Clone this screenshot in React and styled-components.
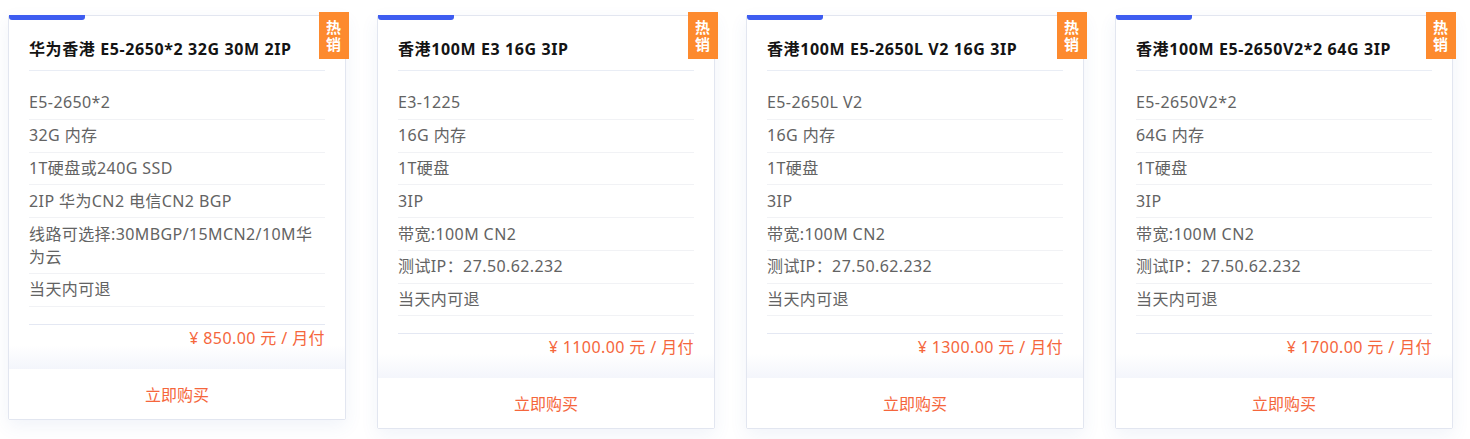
import React from "react";
import styled, { createGlobalStyle } from "styled-components";

const Global = createGlobalStyle`
  html, body { margin: 0; padding: 0; background: #ffffff; }
  body {
    font-family: "Noto Sans", "Noto Sans CJK SC", sans-serif;
    -webkit-font-smoothing: antialiased;
  }
  * { box-sizing: border-box; }
`;

const Page = styled.div`
  width: 1470px;
  height: 439px;
  overflow: hidden;
  padding: 15px 8px 0 8px;
`;

const Grid = styled.div`
  display: grid;
  grid-template-columns: repeat(4, 338px);
  column-gap: 31px;
  align-items: start;
`;

const Card = styled.div`
  position: relative;
  background: #fff;
  border: 1px solid #e2e6f0;
  border-radius: 2px;
  box-shadow: 0 6px 18px rgba(70, 100, 180, 0.08);
  display: flex;
  flex-direction: column;
`;

const TopBar = styled.span`
  position: absolute;
  top: -1px;
  left: 0;
  width: 76px;
  height: 5px;
  background: #3d5cf0;
  border-radius: 0 0 3px 3px;
  box-shadow: 0 14px 12px -4px rgba(60, 70, 110, 0.035);
`;

const Badge = styled.div`
  position: absolute;
  top: -4px;
  right: -4px;
  width: 30px;
  height: 47px;
  background: #fd8a2e;
  display: flex;
  align-items: center;
  justify-content: center;
  padding-right: 1px;
`;

const BadgeText = styled.span`
  writing-mode: vertical-rl;
  color: #fff;
  font-family: "Noto Sans CJK SC", sans-serif;
  font-weight: 700;
  font-size: 15px;
  line-height: 15px;
  letter-spacing: 2px;
  margin-top: 2px;
`;

const Body = styled.div`
  padding: 0 20px;
`;

const Title = styled.h3`
  margin: 0;
  padding: 22px 0 10px;
  font-size: 16px;
  line-height: 22px;
  letter-spacing: 0.6px;
  font-weight: 700;
  color: #141414;
  border-bottom: 1px solid #e9edf5;
  white-space: nowrap;
`;

const List = styled.ul`
  list-style: none;
  margin: 16px 0 0;
  padding: 0;
`;

const Item = styled.li`
  padding: 4.4px 0;
  font-size: 16px;
  line-height: 23px;
  letter-spacing: 0.4px;
  color: #636363;
  border-bottom: 1px solid #f1f2f5;
  word-break: break-all;
`;

const Price = styled.div`
  margin-top: 17px;
  border-top: 1px solid #e4e8f3;
  padding: 2px 0 20px;
  text-align: right;
  font-size: 16px;
  line-height: 22px;
  letter-spacing: 0.4px;
  color: #f5663c;
`;

const Footer = styled.div`
  position: relative;
  background: #fff;
  padding: 15px 0 13px;
  text-align: center;
  font-size: 16px;
  line-height: 22px;
  color: #f5663c;
  cursor: pointer;

  &::before {
    content: "";
    position: absolute;
    left: 0;
    right: 0;
    bottom: 100%;
    height: 24px;
    background: linear-gradient(to top, rgba(232, 236, 248, 0.5), rgba(255, 255, 255, 0));
    pointer-events: none;
  }
`;

const cards = [
  {
    title: "华为香港 E5-2650*2 32G 30M 2IP",
    items: [
      "E5-2650*2",
      "32G 内存",
      "1T硬盘或240G SSD",
      "2IP 华为CN2 电信CN2 BGP",
      "线路可选择:30MBGP/15MCN2/10M华为云",
      "当天内可退",
    ],
    price: "850.00",
  },
  {
    title: "香港100M E3 16G 3IP",
    items: ["E3-1225", "16G 内存", "1T硬盘", "3IP", "带宽:100M CN2", "测试IP：27.50.62.232", "当天内可退"],
    price: "1100.00",
  },
  {
    title: "香港100M E5-2650L V2 16G 3IP",
    items: ["E5-2650L V2", "16G 内存", "1T硬盘", "3IP", "带宽:100M CN2", "测试IP：27.50.62.232", "当天内可退"],
    price: "1300.00",
  },
  {
    title: "香港100M E5-2650V2*2 64G 3IP",
    items: ["E5-2650V2*2", "64G 内存", "1T硬盘", "3IP", "带宽:100M CN2", "测试IP：27.50.62.232", "当天内可退"],
    price: "1700.00",
  },
];

export default function App() {
  return (
    <>
      <Global />
      <Page>
        <Grid>
          {cards.map((c) => (
            <Card key={c.title}>
              <TopBar />
              <Badge>
                <BadgeText>热销</BadgeText>
              </Badge>
              <Body>
                <Title>{c.title}</Title>
                <List>
                  {c.items.map((it) => (
                    <Item key={it}>{it}</Item>
                  ))}
                </List>
                <Price>¥ {c.price} 元 / 月付</Price>
              </Body>
              <Footer>立即购买</Footer>
            </Card>
          ))}
        </Grid>
      </Page>
    </>
  );
}
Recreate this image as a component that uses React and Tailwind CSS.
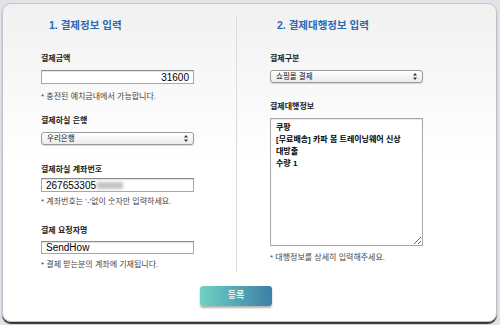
import React from "react";

const font = "[font-family:'Liberation_Sans','Noto_Sans_CJK_KR',sans-serif]";

function Label({ children, className = "" }) {
  return (
    <div className={`text-[8px] leading-[10px] font-bold text-[#1a1a1a] ${className}`}>
      {children}
    </div>
  );
}

function Help({ children, className = "" }) {
  return (
    <div className={`text-[8px] leading-[10px] text-[#444] ${className}`}>
      {children}
    </div>
  );
}

function Select({ value, className = "" }) {
  return (
    <div
      className={`w-[153px] h-[13px] flex items-center justify-between pl-[5px] pr-[5px] rounded-[3px] border border-[#9a9a9a] bg-gradient-to-b from-white to-[#ebebeb] shadow-[0_1px_1px_rgba(0,0,0,0.15)] ${className}`}
    >
      <span className="text-[7.5px] leading-[10px] text-[#111]">{value}</span>
      <svg width="4" height="7" viewBox="0 0 4 7">
        <path d="M0 2.5 L2 0 L4 2.5 Z" fill="#333" />
        <path d="M0 4.5 L2 7 L4 4.5 Z" fill="#333" />
      </svg>
    </div>
  );
}

function Input({ children, right, className = "" }) {
  return (
    <div
      className={`w-[153px] flex items-center border border-[#a8a8a8] border-t-[#8c8c8c] bg-white shadow-[inset_0_1px_1px_rgba(0,0,0,0.12)] text-[10px] text-black ${right ? "justify-end pr-[4px]" : "pl-[4px]"} ${className}`}
    >
      {children}
    </div>
  );
}

export default function App() {
  return (
    <div className={`w-[500px] h-[325px] bg-[#e2e2e9] pl-[2px] pt-[3px] pr-[3px] ${font}`}>
      <div className="h-[319px] rounded-[9px] border border-[#c4c4cc] bg-gradient-to-b from-[#f1f1f1] via-white to-white shadow-[0_2px_1px_rgba(30,30,30,0.9)] flex flex-col">
        <div className="flex mt-[12px] h-[256px]">
          {/* left column */}
          <div className="w-[233px] pl-[38px] flex flex-col">
            <div className="ml-[8px] mt-[2px] text-[10.5px] leading-[14px] font-bold text-[#2a69b3]">
              1. 결제정보 입력
            </div>
            <Label className="mt-[22px]">결제금액</Label>
            <Input right className="mt-[6px] h-[14px]">31600</Input>
            <Help className="mt-[8px]">* 충전된 예치금내에서 가능합니다.</Help>
            <Label className="mt-[14px]">결제하실 은행</Label>
            <Select value="우리은행" className="mt-[6px]" />
            <Label className="mt-[20px]">결제하실 계좌번호</Label>
            <Input className="mt-[3px] h-[14px]">
              267653305
              <span className="inline-block ml-[1px] w-[26px] h-[7px] bg-[#c4c4c4] blur-[1.5px]" />
            </Input>
            <Help className="mt-[5px]">* 계좌번호는 '-'없이 숫자만 입력하세요.</Help>
            <Label className="mt-[19px]">결제 요청자명</Label>
            <Input className="mt-[5px] h-[13px]">SendHow</Input>
            <Help className="mt-[6px]">* 결제 받는분의 계좌에 기재됩니다.</Help>
          </div>

          <div className="w-px bg-[#dcdcdc]" />

          {/* right column */}
          <div className="flex-1 pl-[33px] flex flex-col">
            <div className="ml-[7px] mt-[2px] text-[10.5px] leading-[14px] font-bold text-[#2a69b3]">
              2. 결제대행정보 입력
            </div>
            <Label className="mt-[22px]">결제구분</Label>
            <Select value="쇼핑몰 결제" className="mt-[6px]" />
            <Label className="mt-[19px]">결제대행정보</Label>
            <textarea
              readOnly
              defaultValue={"쿠팡\n[무료배송] 카파 봄 트레이닝웨어 신상\n대방출\n수량 1"}
              className="mt-[6px] w-[153px] h-[128px] border border-[#a8a8a8] bg-white px-[5px] py-[3px] text-[8px] leading-[12px] font-bold text-black outline-none shadow-[inset_0_1px_1px_rgba(0,0,0,0.1)]"
            />
            <Help className="mt-[7px]">* 대행정보를 상세히 입력해주세요.</Help>
          </div>
        </div>

        <div className="flex pl-[197px] mt-[14px]">
          <button className="w-[72px] h-[20px] rounded-[3px] bg-gradient-to-r from-[#6fd3c3] to-[#3d80a5] shadow-[0_2px_2px_rgba(0,0,0,0.3)] text-[9px] font-bold text-[#e6f6f2]">
            등록
          </button>
        </div>
      </div>
    </div>
  );
}
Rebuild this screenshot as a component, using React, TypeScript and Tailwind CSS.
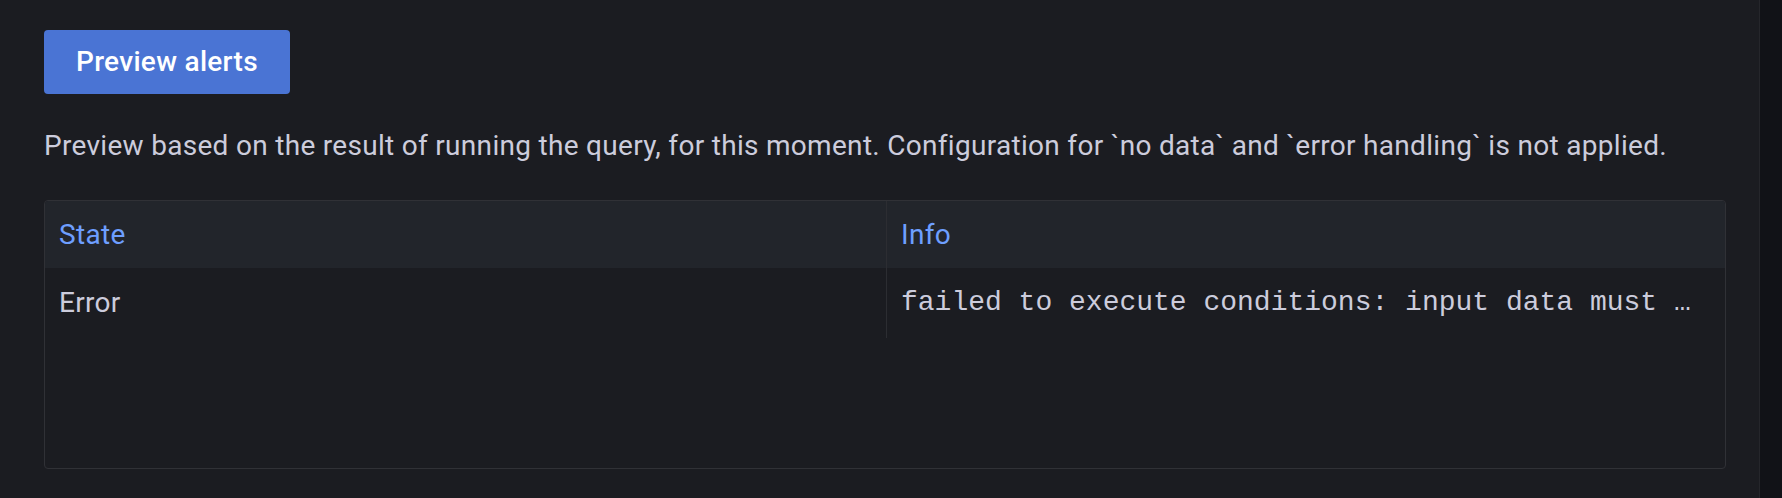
import React from "react";

const rows = [
  {
    state: "Error",
    info: "failed to execute conditions: input data must …",
  },
];

export default function App() {
  return (
    <div className="flex h-[498px] w-full bg-[#111217] font-['Roboto',sans-serif] tracking-[0.3px]">
      <div className="w-[1760px] shrink-0 border-r border-[#25262b] bg-[#1b1c21] pl-[44px] pt-[30px]">
        <button className="h-[64px] rounded-[4px] bg-[#4a74d4] px-[32px] text-[28px] font-medium text-white">
          Preview alerts
        </button>

        <p className="mt-[31px] text-[28px] leading-[42px] text-[#ccccdc]">
          Preview based on the result of running the query, for this moment. Configuration for `no data` and `error handling` is not applied.
        </p>

        <div className="mt-[33px] h-[269px] w-[1682px] overflow-hidden rounded-[4px] border border-[#303136]">
          <div className="flex h-[67px] bg-[#22252b] text-[28px] text-[#6e9fff]">
            <div className="flex w-[841px] items-center px-[14px]">State</div>
            <div className="flex flex-1 items-center border-l border-[#2c2d32] px-[14px]">Info</div>
          </div>
          {rows.map((r) => (
            <div key={r.state} className="flex h-[70px] text-[#ccccdc]">
              <div className="flex w-[841px] items-center px-[14px] text-[28px]">{r.state}</div>
              <div className="flex min-w-0 flex-1 items-center border-l border-[#2c2d32] px-[14px]">
                <span className="truncate whitespace-pre font-['Liberation_Mono',monospace] text-[28px] tracking-normal">
                  {r.info}
                </span>
              </div>
            </div>
          ))}
        </div>
      </div>
      <div className="flex-1" />
    </div>
  );
}
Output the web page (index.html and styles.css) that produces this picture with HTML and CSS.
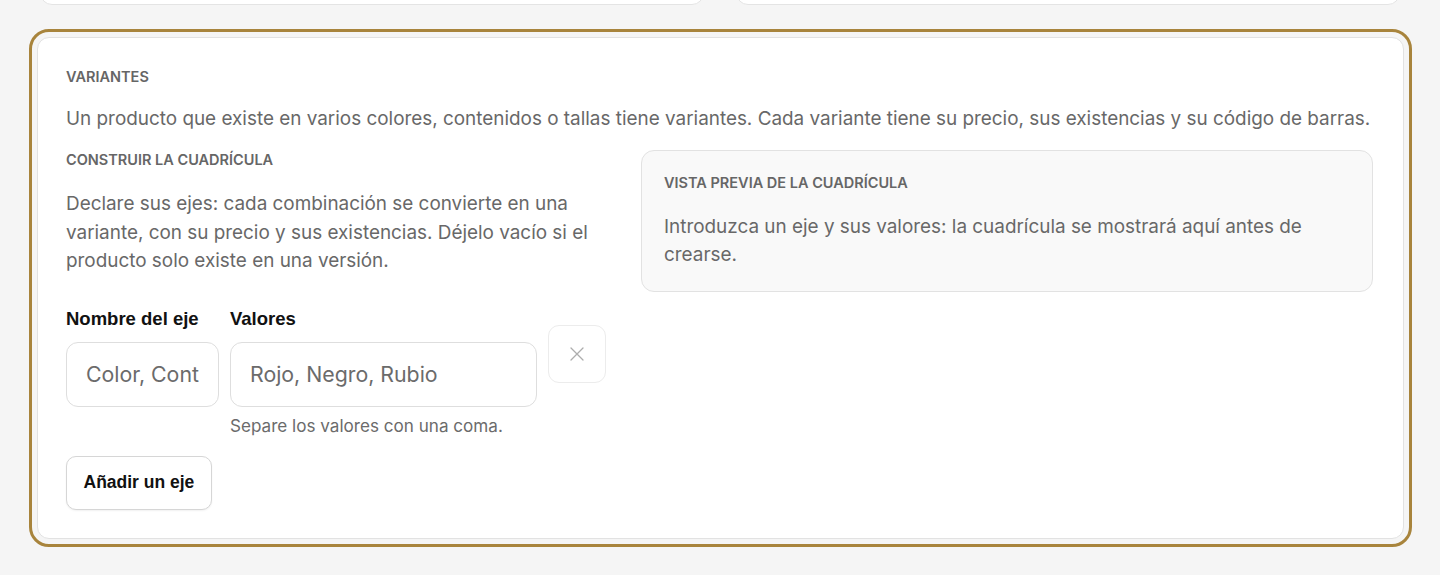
FILE: index.html
```html
<!DOCTYPE html>
<html lang="es">
<head>
    <meta charset="UTF-8">
    <meta name="viewport" content="width=device-width, initial-scale=1.0">
    <title>Variantes del producto</title>
    <link rel="stylesheet" href="styles.css">
</head>
<body>
    <div class="page">
        <!-- Tarjetas de arriba (solo se ve el borde inferior) -->
        <div class="top-row">
            <div class="top-card"></div>
            <div class="top-card"></div>
        </div>

        <!-- Variantes -->
        <section class="card focused">
            <h3 class="eyebrow">Variantes</h3>
            <p class="lead">Un producto que existe en varios colores, contenidos o tallas tiene variantes. Cada variante tiene su precio, sus existencias y su código de barras.</p>

            <div class="grid-builder">
                <div class="builder">
                    <h3 class="eyebrow">Construir la cuadrícula</h3>
                    <p class="lead">Declare sus ejes: cada combinación se convierte en una variante, con su precio y sus existencias. Déjelo vacío si el producto solo existe en una versión.</p>

                    <div class="axis-row">
                        <div class="field field-name">
                            <label for="axis-name">Nombre del eje</label>
                            <input id="axis-name" type="text" placeholder="Color, Contenido, Talla">
                        </div>
                        <div class="field field-values">
                            <label for="axis-values">Valores</label>
                            <input id="axis-values" type="text" placeholder="Rojo, Negro, Rubio">
                            <span class="hint">Separe los valores con una coma.</span>
                        </div>
                        <button class="remove" type="button" aria-label="Quitar eje">
                            <svg width="16" height="16" viewBox="0 0 16 16" fill="none" stroke="currentColor" stroke-width="1.3" stroke-linecap="round">
                                <path d="M2 2L14 14M14 2L2 14"/>
                            </svg>
                        </button>
                    </div>

                    <button class="add-axis" type="button">Añadir un eje</button>
                </div>

                <div class="preview">
                    <h3 class="eyebrow">Vista previa de la cuadrícula</h3>
                    <p class="lead">Introduzca un eje y sus valores: la cuadrícula se mostrará aquí antes de crearse.</p>
                </div>
            </div>
        </section>
    </div>
</body>
</html>
```

FILE: styles.css
```css
body {
    margin: 0;
    background-color: #f5f5f5;
    font-family: Inter, "Noto Sans", sans-serif;
    color: #111;
}
.page {
    padding: 0 40px 36px;
}
/* Tarjetas de arriba */
.top-row {
    display: grid;
    grid-template-columns: 1fr 1fr;
    gap: 32px;
    margin-top: -36px;
}
.top-card {
    height: 39px;
    background-color: #ffffff;
    border: 1px solid #e4e4e4;
    border-radius: 12px;
}
/* Tarjeta principal */
.card {
    margin: 32px -4px 0 -3px;
    padding: 29px 30px 28px 28px;
    background-color: #ffffff;
    border: 1px solid #e2e2e2;
    border-radius: 12px;
}
.focused {
    outline: 3px solid #a8843c;
    outline-offset: 5px;
}
.eyebrow {
    margin: 0;
    font-size: 14.5px;
    font-weight: 600;
    text-transform: uppercase;
    color: #666;
    line-height: 20px;
}
.lead {
    margin: 0;
    font-size: 18.9px;
    line-height: 28px;
    color: #686868;
}
.card > .lead {
    margin-top: 18px;
}
.grid-builder {
    display: grid;
    grid-template-columns: 543px 1fr;
    gap: 32px;
    align-items: start;
    margin-top: 17px;
}
.builder .lead {
    margin-top: 20px;
    line-height: 28.5px;
}
/* Ejes */
.axis-row {
    display: flex;
    align-items: flex-start;
    gap: 11px;
    margin-top: 32px;
}
.field {
    display: flex;
    flex-direction: column;
}
.field label {
    font-family: "Liberation Sans", Arial, sans-serif;
    font-weight: 700;
    font-size: 18.5px;
    line-height: 22px;
    color: #111;
    margin-bottom: 12px;
}
.field input {
    box-sizing: border-box;
    height: 65px;
    padding: 0 19px;
    border: 1px solid #dedede;
    border-radius: 12px;
    background-color: #ffffff;
    font-family: Inter, "Noto Sans", sans-serif;
    font-size: 21.3px;
    color: #333;
    outline: none;
}
.field input::placeholder {
    color: #6b6b6b;
}
.field-name input {
    width: 153px;
}
.field-values input {
    width: 307px;
}
.hint {
    margin-top: 8px;
    font-size: 17.1px;
    line-height: 22px;
    color: #6b6b6b;
}
.remove {
    box-sizing: border-box;
    width: 58px;
    height: 58px;
    margin-top: 17px;
    border: 1px solid #ececec;
    border-radius: 11px;
    background-color: #ffffff;
    color: #adadad;
    display: flex;
    align-items: center;
    justify-content: center;
    padding: 0;
}
.add-axis {
    display: block;
    margin-top: 19px;
    height: 54px;
    padding: 0 16.5px;
    border: 1px solid #d6d6d6;
    border-radius: 10px;
    background-color: #ffffff;
    box-shadow: 0 1px 2px rgba(0, 0, 0, 0.06);
    font-family: "Liberation Sans", Arial, sans-serif;
    font-weight: 700;
    font-size: 17.5px;
    color: #111;
}
/* Vista previa */
.preview {
    padding: 22px 22px 22px;
    background-color: #f9f9f9;
    border: 1px solid #e2e2e2;
    border-radius: 13px;
}
.preview .lead {
    margin-top: 20px;
}
```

════

Pull out all lines from the entries above in which the word "Tailwind" appears.

Recreate this image as a component that uses React and Tailwind CSS.
Rebuild this screenshot as a component, using React, TypeScript and Tailwind CSS.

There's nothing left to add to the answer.